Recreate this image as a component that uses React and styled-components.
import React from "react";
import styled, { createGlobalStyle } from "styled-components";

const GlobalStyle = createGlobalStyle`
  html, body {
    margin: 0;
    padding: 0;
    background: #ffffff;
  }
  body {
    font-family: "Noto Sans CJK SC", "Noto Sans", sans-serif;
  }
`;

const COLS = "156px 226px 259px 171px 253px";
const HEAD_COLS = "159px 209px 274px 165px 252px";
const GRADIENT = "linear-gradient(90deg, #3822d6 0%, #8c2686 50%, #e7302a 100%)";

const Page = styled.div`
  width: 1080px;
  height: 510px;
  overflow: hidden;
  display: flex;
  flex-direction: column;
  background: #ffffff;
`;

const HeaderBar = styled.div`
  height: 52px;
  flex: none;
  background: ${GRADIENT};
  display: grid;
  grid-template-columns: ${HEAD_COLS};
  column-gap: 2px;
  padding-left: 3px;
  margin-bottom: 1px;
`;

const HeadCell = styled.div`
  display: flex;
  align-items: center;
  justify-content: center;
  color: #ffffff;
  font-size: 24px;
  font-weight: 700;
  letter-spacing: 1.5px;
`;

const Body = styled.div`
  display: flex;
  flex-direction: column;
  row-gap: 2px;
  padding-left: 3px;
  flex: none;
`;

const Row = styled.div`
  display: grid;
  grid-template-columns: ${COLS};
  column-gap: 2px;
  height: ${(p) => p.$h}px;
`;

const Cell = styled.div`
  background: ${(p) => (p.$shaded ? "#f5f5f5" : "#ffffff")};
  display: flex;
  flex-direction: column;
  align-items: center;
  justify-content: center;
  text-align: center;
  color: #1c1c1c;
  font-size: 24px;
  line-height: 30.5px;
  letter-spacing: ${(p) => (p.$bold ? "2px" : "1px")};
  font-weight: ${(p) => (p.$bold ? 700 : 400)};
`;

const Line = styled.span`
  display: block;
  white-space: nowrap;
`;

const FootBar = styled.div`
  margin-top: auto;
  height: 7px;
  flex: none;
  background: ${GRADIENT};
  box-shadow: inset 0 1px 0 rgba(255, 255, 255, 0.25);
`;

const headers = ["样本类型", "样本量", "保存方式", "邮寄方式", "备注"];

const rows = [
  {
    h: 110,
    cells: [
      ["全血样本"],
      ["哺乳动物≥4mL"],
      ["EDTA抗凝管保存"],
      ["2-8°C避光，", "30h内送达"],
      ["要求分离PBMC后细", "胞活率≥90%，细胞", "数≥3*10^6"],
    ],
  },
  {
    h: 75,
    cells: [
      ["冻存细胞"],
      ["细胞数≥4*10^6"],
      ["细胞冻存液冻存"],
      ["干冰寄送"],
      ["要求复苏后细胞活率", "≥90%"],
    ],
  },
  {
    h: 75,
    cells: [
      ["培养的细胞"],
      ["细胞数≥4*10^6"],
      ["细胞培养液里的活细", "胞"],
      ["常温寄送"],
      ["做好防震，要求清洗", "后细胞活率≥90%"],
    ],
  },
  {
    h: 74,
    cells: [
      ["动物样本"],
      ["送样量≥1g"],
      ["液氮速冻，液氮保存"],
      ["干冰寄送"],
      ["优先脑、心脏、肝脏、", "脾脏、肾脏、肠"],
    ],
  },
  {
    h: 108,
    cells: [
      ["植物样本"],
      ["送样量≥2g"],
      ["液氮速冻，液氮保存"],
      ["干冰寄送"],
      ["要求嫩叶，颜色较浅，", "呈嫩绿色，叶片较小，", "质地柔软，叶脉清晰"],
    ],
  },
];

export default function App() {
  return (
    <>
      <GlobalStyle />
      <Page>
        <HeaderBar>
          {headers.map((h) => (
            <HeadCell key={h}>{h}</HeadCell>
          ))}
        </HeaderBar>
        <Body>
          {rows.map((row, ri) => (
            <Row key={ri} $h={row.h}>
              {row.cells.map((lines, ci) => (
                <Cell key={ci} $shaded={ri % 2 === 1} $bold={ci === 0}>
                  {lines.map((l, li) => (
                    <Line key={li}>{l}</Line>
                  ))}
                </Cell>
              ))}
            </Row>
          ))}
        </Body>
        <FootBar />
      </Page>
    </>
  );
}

*-*-*

__What is asked__.
Each line that holds the word "components" is to be copied.

__Reply to the exercise__.
Recreate this image as a component that uses React and styled-components.
import styled, { createGlobalStyle } from "styled-components";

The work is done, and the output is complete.